Find each line holding "picture" and copy it out.

[Records with interface code]
--------------------
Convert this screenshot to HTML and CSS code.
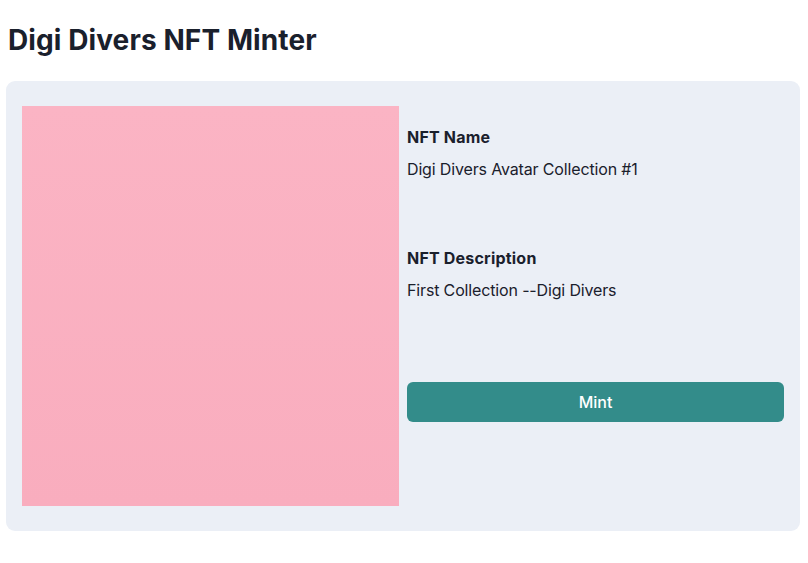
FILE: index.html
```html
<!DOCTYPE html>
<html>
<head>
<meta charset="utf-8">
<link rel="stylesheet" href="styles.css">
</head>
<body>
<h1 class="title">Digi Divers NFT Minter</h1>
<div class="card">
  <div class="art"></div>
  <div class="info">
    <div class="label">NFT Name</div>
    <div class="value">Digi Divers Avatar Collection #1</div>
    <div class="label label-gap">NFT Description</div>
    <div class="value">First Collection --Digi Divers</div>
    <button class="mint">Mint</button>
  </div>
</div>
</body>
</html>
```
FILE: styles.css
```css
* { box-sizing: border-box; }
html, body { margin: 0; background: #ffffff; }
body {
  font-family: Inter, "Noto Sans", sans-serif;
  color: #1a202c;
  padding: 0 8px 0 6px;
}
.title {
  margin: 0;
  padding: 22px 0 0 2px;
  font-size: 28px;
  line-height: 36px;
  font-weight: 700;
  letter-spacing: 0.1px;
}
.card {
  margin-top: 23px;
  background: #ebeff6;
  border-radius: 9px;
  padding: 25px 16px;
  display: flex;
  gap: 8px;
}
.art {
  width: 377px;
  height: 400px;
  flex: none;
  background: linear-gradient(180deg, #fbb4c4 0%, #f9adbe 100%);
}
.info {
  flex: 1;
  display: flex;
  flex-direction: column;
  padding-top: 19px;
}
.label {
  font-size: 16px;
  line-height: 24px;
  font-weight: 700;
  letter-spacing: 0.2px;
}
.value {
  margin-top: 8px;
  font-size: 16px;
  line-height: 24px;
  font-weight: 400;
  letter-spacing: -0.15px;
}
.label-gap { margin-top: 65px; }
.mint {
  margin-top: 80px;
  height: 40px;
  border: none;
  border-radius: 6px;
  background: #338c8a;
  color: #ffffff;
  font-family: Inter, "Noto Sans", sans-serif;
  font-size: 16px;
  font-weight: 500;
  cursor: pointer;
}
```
--------------------
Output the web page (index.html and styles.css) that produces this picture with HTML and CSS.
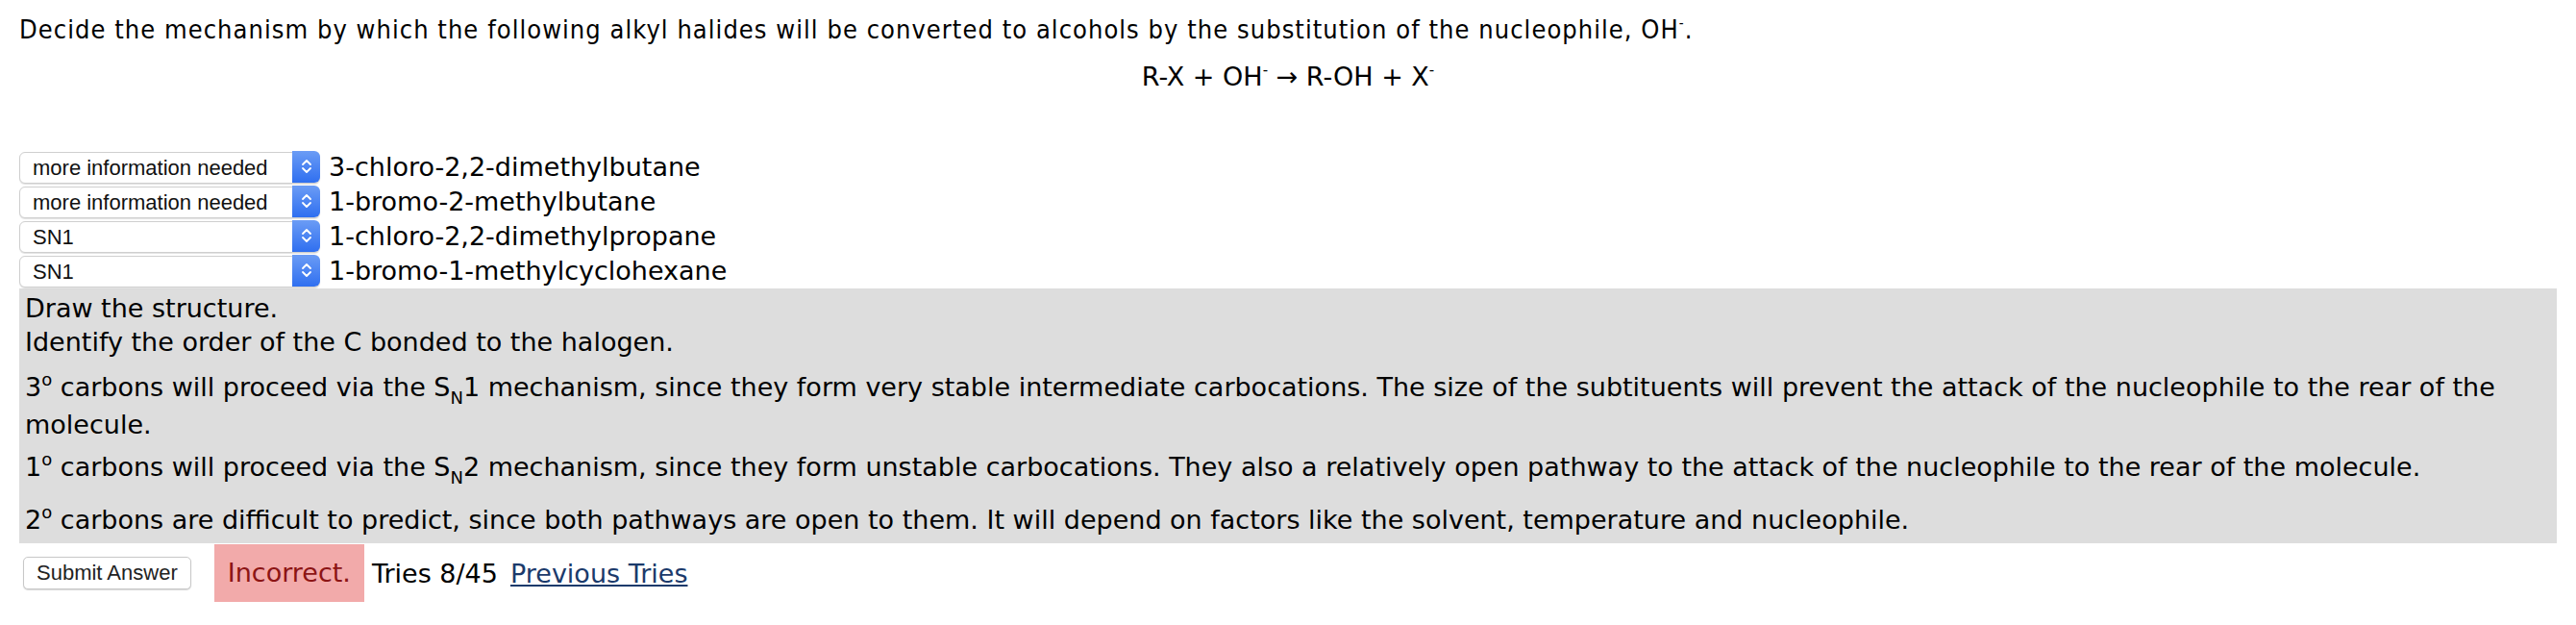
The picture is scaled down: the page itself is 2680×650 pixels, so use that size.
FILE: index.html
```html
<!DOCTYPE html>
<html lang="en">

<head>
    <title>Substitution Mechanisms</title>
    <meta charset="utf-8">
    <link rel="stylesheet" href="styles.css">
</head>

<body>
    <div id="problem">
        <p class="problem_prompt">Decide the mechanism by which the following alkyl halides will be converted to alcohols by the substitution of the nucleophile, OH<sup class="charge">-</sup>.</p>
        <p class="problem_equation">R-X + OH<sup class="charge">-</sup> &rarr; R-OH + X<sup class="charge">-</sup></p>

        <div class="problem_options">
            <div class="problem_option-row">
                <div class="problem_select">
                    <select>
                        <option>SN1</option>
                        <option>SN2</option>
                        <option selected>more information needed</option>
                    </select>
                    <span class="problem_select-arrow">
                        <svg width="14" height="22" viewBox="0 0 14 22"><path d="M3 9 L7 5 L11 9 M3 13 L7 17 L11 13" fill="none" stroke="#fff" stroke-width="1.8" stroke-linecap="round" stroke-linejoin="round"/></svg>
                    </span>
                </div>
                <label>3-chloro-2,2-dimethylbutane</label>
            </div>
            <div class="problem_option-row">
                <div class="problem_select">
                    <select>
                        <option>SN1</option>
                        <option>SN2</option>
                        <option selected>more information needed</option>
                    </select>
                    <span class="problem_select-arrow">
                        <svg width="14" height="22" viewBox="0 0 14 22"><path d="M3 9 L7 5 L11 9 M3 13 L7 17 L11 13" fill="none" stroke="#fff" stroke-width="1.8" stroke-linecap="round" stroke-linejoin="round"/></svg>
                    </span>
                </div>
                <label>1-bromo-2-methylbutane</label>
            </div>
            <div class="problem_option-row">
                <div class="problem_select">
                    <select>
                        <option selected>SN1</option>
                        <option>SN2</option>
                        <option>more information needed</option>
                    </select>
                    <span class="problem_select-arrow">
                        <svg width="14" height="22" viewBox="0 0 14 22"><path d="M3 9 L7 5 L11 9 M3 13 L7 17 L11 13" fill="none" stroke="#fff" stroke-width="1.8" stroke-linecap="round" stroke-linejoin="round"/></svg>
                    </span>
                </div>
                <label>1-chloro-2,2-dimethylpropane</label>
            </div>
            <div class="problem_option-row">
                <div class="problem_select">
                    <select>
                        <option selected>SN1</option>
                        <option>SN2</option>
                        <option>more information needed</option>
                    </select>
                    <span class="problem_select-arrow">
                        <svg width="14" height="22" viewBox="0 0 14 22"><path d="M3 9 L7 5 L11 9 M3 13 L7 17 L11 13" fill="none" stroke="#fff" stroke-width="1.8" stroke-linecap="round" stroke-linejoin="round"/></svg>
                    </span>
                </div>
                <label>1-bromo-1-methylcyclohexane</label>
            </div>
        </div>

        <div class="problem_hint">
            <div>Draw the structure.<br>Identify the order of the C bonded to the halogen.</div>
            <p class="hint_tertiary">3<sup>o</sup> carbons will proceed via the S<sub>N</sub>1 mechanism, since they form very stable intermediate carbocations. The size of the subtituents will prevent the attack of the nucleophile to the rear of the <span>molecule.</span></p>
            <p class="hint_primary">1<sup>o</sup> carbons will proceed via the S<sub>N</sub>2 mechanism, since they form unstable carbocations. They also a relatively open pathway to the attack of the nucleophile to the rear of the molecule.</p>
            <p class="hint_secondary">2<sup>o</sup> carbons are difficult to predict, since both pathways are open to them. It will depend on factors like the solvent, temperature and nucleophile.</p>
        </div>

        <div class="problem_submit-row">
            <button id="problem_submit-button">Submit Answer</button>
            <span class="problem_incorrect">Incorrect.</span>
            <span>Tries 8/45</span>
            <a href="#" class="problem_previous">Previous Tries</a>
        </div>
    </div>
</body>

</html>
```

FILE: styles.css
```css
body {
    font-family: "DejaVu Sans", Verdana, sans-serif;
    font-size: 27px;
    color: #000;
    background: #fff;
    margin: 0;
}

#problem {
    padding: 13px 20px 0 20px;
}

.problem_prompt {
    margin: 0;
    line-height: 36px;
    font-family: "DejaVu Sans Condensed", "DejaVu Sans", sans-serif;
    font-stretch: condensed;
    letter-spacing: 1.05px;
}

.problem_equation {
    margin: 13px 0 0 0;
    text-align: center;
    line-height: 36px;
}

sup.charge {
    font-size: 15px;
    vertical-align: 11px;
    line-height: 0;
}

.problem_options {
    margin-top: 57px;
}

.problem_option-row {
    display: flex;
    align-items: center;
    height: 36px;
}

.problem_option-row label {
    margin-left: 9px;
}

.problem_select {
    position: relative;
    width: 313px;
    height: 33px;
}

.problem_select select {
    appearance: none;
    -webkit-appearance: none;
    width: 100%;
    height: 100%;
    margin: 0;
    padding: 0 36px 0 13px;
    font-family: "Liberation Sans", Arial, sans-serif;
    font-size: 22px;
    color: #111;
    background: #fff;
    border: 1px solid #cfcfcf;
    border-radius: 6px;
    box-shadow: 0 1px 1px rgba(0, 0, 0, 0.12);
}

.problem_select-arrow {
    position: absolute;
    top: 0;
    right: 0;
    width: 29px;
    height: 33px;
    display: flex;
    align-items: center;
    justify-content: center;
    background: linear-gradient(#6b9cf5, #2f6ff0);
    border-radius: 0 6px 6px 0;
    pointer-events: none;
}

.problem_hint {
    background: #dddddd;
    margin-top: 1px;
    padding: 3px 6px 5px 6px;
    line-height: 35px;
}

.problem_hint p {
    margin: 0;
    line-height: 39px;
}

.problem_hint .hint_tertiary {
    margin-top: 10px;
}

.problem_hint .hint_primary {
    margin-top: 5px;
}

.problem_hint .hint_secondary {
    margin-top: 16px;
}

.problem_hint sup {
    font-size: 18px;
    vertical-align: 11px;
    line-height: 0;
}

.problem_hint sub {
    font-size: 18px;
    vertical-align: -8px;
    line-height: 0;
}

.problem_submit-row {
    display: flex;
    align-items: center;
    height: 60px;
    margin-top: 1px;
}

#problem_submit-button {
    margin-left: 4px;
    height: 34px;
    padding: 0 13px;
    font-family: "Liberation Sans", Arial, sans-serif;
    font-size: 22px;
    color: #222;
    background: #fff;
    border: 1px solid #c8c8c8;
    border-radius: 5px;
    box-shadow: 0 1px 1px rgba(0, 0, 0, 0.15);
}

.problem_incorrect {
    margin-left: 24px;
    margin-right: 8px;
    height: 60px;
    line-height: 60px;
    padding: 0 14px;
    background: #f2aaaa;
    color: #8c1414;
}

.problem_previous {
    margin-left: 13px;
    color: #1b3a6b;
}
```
--------------------
## OUTPUT
Output the web page (index.html and styles.css) that produces this picture with HTML and CSS.
The picture is scaled down: the page itself is 2680×650 pixels, so use that size.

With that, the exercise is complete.